Materials and methods: We analyzed scRNA-seq datasets from 31 normal colon, 8 colon serrated polyps, and 15 conventional adenoma tissues of individuals participated the Colorectal Molecular Atlas Project (COLON MAP). We next conducted an integrative analysis of the aforementioned scRNA-seq data, with extensive epigenomics data and summary statistics from a large CRC GWAS conducted among European ancestry populations (78,473 CRC cases and 107,143 controls) using single-cell disease relevance score (scDRS), to investigate cell-of-origin populations underlying the CRC development. We conducted correlation analysis between gene expression and individual cell risk scores derived from scDRS. Additionally, we performed differential expression analysis comparing disease cell-of-origin populations with other cell populations at each stage.

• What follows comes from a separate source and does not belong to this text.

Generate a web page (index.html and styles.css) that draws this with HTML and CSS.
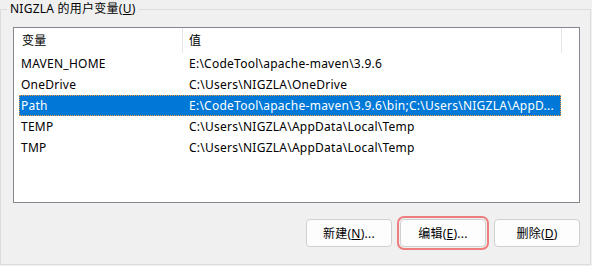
FILE: index.html
```html
<!DOCTYPE html>
<html lang="zh-CN">
<head>
  <meta charset="UTF-8" />
  <title>用户变量</title>
  <link rel="stylesheet" href="styles.css">
</head>
<body>
  <fieldset class="group">
    <legend>NIGZLA 的用户变量(<u>U</u>)</legend>

    <div class="list">
      <div class="list-head">
        <span class="col-name">变量</span>
        <span class="col-value">值</span>
      </div>
      <div class="row"><span class="col-name">MAVEN_HOME</span><span class="col-value">E:\CodeTool\apache-maven\3.9.6</span></div>
      <div class="row"><span class="col-name">OneDrive</span><span class="col-value">C:\Users\NIGZLA\OneDrive</span></div>
      <div class="row selected"><span class="col-name">Path</span><span class="col-value">E:\CodeTool\apache-maven\3.9.6\bin;C:\Users\NIGZLA\AppD...</span></div>
      <div class="row"><span class="col-name">TEMP</span><span class="col-value">C:\Users\NIGZLA\AppData\Local\Temp</span></div>
      <div class="row"><span class="col-name">TMP</span><span class="col-value">C:\Users\NIGZLA\AppData\Local\Temp</span></div>
    </div>

    <div class="actions">
      <button>新建(<u>N</u>)...</button>
      <button class="focused">编辑(<u>E</u>)...</button>
      <button>删除(<u>D</u>)</button>
    </div>
  </fieldset>
</body>
</html>
```

FILE: styles.css
```css
* { box-sizing: border-box; }
html, body { margin: 0; padding: 0; }
body {
  font-family: "Noto Sans", "Noto Sans CJK SC", sans-serif;
  font-size: 12px;
  letter-spacing: 0.25px;
  color: #000;
  background: #f0f0f0;
  width: 592px; height: 266px;
  overflow: hidden;
}

.group {
  margin: 0;
  width: 591px; height: 265px;
  border: 1px solid #dcdcdc;
  padding: 9px 10px 0 12px;
}
.group legend {
  margin-left: -6px;
  padding: 0 3px;
  line-height: 18px;
  height: 18px;
}

.list {
  width: 567px; height: 176px;
  background: #fff;
  border: 1px solid #828790;
}
.list-head {
  display: grid;
  grid-template-columns: 164px 379px;
  margin-left: 5px;
  height: 25px;
}
.list-head span {
  line-height: 25px;
  border-right: 1px solid #e5e5e5;
}
.list-head .col-name { padding-left: 3px; }
.list-head .col-value { padding-left: 6px; }

.row {
  display: grid;
  grid-template-columns: 163px 379px;
  margin-left: 5px;
  width: 542px;
  height: 21px;
  line-height: 21px;
  white-space: nowrap;
}
.row span { overflow: hidden; }
.row .col-name { padding-left: 2px; }
.row .col-value { padding-left: 7px; }
.row.selected {
  background: #0078d7;
  color: #fff;
  outline: 1px dotted #f39a3c;
  outline-offset: -1px;
}

.actions {
  display: flex;
  justify-content: flex-end;
  gap: 8px;
  margin-top: 16px;
  width: 567px;
}
.actions button {
  width: 86px; height: 28px;
  font: inherit;
  letter-spacing: inherit;
  color: #000;
  background: #fdfdfd;
  border: 1px solid #d0d0d0;
  border-radius: 4px;
  padding: 0;
}
.actions button.focused {
  outline: 2px solid #ee7d7d;
  outline-offset: 1px;
}
```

Results: We identified multiple cell-of-origin populations associated with CRC, including absorptive cells (ABS) (P < 1 × 10-4) and goblet cells (GOB) (P < 7 × 10-3) in the normal colon, ABS (P < 2 × 10-3), enteroendocrine cells (EE) (P < 0.04), and serrated-specific cells (SSC) (P < 1 × 10-4) in serrated polyps, and ABS (P < 9 × 10-3) and SSC (P < 6 × 10-4) in adenomas. Among the previously reported 205 risk genes from TWAS, a majority show high correlations of their expressions with the risk scores of the single cells (median value R2 = 0.07, 0.14, 0.137 at normal colon, serrated polyps, adenoma, respectively). Moreover, 57 of these TWAS-reported genes (27.8% of 205 genes) exhibited evidence of differential expression in disease cell-of-origin populations compared to other cell populations at a nominal p-value < 0.05 in at least one stage (Binomial test, P < 0.01 for all).

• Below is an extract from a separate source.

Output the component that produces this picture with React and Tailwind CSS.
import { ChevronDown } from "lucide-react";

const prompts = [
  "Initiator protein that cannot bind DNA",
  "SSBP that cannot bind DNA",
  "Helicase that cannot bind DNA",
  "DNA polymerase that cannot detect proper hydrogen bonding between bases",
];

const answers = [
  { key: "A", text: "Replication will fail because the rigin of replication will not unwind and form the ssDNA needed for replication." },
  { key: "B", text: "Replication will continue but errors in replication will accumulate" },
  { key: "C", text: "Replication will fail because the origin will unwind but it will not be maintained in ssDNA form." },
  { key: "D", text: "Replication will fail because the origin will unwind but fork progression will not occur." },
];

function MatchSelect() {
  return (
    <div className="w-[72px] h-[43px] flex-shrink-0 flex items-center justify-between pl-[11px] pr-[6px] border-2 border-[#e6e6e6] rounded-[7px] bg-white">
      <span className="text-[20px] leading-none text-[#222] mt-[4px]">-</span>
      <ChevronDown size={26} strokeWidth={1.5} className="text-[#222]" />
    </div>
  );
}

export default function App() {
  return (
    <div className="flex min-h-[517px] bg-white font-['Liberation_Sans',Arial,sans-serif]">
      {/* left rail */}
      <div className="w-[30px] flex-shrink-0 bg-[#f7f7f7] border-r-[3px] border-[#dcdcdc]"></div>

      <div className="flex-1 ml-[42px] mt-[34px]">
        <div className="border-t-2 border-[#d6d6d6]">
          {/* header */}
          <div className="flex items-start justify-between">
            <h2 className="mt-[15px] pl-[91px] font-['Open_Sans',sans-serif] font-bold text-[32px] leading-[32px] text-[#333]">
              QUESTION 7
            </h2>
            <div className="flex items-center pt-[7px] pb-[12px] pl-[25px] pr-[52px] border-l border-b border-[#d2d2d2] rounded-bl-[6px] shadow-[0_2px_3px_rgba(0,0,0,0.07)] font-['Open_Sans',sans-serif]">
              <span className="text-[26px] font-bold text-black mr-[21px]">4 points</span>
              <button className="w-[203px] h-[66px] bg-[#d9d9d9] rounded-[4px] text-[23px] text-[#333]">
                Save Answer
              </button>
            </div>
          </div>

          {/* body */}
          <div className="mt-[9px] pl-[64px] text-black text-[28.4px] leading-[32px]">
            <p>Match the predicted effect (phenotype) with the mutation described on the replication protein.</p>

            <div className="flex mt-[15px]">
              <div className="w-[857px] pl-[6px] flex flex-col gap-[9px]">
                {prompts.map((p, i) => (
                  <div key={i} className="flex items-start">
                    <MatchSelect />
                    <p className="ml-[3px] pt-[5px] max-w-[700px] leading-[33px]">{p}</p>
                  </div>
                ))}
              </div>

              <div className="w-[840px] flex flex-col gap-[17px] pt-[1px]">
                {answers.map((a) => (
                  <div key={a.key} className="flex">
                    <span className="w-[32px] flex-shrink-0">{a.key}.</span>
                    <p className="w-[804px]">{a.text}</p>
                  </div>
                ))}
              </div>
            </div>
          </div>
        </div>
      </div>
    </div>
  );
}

Conclusion: This study reveals the cell-of-origin populations that influence the development of CRC, and provides evidence of the role of risk genes in these populations. These findings are crucial for identifying causal genes and understanding the cellular mechanisms that drive the biology and etiology of CRC.

Citation Format: Chao Li, Zhishan Chen, Qing Li, Jungyoon Choi, Quanhu Sheng, Wanqing Wen, Xiang Shu, Xiao-ou Shu, Jirong Long, Qiuyin Cai, Bhuminder Singh, Martha J. Shrubsole, Ken Lau, Wei Zheng, Xingyi Guo. Integrating single-cell RNA-seq and large genome-wide association study data to identify colorectal cancer cell-of-origin populations [abstract]. In: Proceedings of the American Association for Cancer Research Annual Meeting 2024; Part 1 (Regular Abstracts); 2024 Apr 5-10; San Diego, CA. Philadelphia (PA): AACR; Cancer Res 2024;84(6_Suppl):Abstract nr 6614.